I can accept that between the spoken words and the sense of length there
might be a memory-associated object that is evoked by the verbal term:
"one-foot ruler" calls to mind a lot of images of rulers. Then I can compare
such an imagined object with the presently-perceived object. But however
it's done, the judgement of sameness has to come from perceptions of the
same kind.

Now, what I want to know is, if imagined verbal size-judgements can evoke
a sense of length, why can't imagined line-lengths evoke a remembered
perception of verbal size judgements?

A remembered LENGTH is not of the same type as a remember LINE. And a
remembered VERBAL PHRASE is not of the same type as a remembered LENGTH.
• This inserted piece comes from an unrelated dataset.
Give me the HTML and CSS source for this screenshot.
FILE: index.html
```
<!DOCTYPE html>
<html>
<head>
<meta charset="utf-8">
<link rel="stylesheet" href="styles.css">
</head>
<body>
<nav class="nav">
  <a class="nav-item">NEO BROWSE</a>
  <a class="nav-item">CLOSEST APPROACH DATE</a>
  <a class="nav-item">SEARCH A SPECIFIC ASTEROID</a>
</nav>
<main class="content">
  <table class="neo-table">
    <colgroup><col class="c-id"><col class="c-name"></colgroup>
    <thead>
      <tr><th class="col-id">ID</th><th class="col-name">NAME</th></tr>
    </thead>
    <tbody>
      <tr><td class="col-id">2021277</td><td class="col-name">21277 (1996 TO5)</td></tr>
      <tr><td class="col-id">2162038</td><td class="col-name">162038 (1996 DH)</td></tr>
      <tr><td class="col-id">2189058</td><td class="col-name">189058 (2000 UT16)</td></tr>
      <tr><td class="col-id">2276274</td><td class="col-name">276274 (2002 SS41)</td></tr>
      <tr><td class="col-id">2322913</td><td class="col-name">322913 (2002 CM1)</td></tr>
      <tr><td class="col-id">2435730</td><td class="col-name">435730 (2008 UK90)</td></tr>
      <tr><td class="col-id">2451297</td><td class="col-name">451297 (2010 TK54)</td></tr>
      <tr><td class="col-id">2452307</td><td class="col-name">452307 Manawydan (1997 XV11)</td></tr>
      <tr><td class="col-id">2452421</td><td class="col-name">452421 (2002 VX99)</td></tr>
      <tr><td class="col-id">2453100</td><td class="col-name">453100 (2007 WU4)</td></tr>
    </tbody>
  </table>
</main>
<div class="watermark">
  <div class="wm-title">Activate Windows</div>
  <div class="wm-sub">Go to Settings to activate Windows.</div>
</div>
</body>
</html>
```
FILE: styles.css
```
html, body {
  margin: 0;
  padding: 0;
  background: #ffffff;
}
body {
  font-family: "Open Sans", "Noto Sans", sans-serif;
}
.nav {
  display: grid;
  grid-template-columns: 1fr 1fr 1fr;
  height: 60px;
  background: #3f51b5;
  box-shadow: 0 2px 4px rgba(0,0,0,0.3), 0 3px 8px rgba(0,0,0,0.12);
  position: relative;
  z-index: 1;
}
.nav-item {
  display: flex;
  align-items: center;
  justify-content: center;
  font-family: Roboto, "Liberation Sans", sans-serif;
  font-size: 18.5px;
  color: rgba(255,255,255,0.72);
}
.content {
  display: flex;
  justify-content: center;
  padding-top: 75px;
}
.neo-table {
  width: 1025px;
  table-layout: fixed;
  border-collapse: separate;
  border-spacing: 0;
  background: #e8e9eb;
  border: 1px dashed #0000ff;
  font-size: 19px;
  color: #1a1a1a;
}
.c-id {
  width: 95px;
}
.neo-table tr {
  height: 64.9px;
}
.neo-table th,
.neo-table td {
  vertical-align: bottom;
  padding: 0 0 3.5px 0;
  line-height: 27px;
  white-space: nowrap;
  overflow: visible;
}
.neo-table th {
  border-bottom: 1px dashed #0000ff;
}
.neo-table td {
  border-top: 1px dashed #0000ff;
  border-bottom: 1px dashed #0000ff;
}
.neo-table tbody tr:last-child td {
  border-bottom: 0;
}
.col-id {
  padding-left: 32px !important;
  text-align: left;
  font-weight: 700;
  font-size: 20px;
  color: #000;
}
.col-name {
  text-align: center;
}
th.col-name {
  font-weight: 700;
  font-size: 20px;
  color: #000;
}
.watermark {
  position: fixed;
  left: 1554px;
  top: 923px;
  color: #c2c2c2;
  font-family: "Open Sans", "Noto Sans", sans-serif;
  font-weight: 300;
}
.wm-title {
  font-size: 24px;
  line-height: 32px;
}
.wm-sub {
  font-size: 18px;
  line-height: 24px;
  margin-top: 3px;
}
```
A perceptual judgement is not the same thing as a spoken phrase. To the
external observer, it is the phrase that is "the judgement," as in
"pronouncing judgement." But to the judge, the perceptual judgement has to
come first; then it is translated into a spoken phrase that identifies the
judgement that has already been made. You're conflating judgement, the
perception, with judgement, the (spoken) action.
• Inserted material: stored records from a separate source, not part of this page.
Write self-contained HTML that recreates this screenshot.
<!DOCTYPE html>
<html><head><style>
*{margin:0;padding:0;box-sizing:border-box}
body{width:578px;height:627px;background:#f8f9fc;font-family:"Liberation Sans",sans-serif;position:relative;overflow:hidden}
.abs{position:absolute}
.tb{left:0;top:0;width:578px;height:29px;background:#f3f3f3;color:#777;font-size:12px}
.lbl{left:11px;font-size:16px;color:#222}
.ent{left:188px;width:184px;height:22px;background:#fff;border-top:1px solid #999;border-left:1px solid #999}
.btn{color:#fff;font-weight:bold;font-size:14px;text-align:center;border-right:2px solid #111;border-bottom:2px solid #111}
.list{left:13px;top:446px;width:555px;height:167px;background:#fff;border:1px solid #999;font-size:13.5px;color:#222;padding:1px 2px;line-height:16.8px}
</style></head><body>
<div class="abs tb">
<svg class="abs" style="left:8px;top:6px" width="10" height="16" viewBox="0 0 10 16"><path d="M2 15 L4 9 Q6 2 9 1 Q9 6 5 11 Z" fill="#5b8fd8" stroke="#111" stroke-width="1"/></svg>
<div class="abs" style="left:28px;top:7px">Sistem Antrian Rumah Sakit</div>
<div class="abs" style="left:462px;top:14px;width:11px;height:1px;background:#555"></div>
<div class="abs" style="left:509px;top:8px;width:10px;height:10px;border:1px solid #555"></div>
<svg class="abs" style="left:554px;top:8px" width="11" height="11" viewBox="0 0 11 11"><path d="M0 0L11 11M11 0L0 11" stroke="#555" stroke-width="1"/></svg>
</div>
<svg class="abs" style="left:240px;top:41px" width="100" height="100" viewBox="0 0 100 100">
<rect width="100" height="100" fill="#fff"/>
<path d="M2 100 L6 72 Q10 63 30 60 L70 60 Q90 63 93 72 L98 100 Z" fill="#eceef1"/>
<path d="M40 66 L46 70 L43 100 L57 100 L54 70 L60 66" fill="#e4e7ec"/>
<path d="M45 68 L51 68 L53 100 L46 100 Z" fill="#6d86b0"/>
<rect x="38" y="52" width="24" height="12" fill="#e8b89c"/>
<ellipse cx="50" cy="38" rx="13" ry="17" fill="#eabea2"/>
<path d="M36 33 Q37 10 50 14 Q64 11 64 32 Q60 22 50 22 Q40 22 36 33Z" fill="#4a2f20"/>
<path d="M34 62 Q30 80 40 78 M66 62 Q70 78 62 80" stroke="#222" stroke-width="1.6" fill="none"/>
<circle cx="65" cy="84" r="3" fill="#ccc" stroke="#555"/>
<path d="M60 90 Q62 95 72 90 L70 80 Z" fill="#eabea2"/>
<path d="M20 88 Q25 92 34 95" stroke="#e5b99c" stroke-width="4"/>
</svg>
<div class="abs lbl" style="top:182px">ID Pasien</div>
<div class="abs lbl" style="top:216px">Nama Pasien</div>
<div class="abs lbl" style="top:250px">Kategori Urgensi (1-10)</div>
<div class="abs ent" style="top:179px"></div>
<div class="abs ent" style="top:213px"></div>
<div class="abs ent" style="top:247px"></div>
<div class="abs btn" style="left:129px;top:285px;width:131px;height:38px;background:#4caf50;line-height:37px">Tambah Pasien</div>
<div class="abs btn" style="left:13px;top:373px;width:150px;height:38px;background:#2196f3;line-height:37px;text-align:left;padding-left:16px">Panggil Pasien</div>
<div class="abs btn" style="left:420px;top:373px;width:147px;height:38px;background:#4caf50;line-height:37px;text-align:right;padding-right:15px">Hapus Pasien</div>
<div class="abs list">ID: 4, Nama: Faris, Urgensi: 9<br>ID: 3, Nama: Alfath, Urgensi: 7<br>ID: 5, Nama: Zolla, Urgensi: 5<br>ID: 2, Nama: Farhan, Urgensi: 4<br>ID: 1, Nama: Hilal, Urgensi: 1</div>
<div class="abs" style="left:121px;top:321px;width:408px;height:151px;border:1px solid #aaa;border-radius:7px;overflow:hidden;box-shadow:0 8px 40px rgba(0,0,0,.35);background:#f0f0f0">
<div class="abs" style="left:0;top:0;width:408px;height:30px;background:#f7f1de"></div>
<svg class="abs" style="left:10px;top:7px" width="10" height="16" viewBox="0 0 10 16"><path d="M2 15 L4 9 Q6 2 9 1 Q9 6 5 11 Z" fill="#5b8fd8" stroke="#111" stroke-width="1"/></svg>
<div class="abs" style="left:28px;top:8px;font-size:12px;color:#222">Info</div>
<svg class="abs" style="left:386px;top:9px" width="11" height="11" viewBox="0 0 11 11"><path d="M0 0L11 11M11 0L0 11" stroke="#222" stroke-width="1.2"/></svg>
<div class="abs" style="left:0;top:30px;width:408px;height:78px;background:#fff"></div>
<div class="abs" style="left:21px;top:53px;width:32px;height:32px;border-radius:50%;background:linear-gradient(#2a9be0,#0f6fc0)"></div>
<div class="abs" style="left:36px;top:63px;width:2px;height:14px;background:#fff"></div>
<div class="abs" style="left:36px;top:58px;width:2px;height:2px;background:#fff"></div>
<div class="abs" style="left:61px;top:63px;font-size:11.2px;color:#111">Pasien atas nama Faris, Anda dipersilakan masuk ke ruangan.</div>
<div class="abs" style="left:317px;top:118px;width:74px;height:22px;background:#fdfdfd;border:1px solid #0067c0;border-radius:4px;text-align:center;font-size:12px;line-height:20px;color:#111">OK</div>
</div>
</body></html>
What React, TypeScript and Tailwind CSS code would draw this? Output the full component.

If Mary weren't bustling around collection stuff to do our taxes (I run the
computer), I'd figure out a diagram to show what I mean. But maybe now you
can do that, keeping in mind that only likes can be compared with likes.

Best,

Bill P.

[From Bruce Abbott (970305.2140 EST) --

Bill Powers (970405.0916 MST)]

Bruce Abbott (970305.0855 EST)

I'm not particularly enamoured by my proposed line-length judgement
mechanism, but I'm still trying to determine where it conflicts with PCT
rules. So let's go over this again.

But how do these two proposals differ? In both proposals the presented
line evokes a sense of length, which is then compared to another,
imaginary line associated with a number.

Not quite. You can't compare a sense of length with a line. You can only
compare it with another sense of length. The basic proposal was that there
are two senses of length, one derived from a spoken number and the other
derived from a visual image of a line.

You draw a distinction I do not intend. I intend that a sense of length
(derived from the perceived line) be compared to a sense of length (derived
from the imagined line).

By varying the (imagined) number, you
vary the associated sense of length, which you then compare with the sense
of length being derived from the visual image. When you judge that the two
senses of length are in the right relationship, you speak the imagined
number (that is, you create in your own perceptions, by speaking, the sound
that the imagined number evokes when someone else speaks it, or when you see
the number written.

Yes, and by varying the (imagined) line, you vary the associated sense of
length, which you then compare with the sense of length being derived from
the visual image. So far I don't see much difference between these proposals.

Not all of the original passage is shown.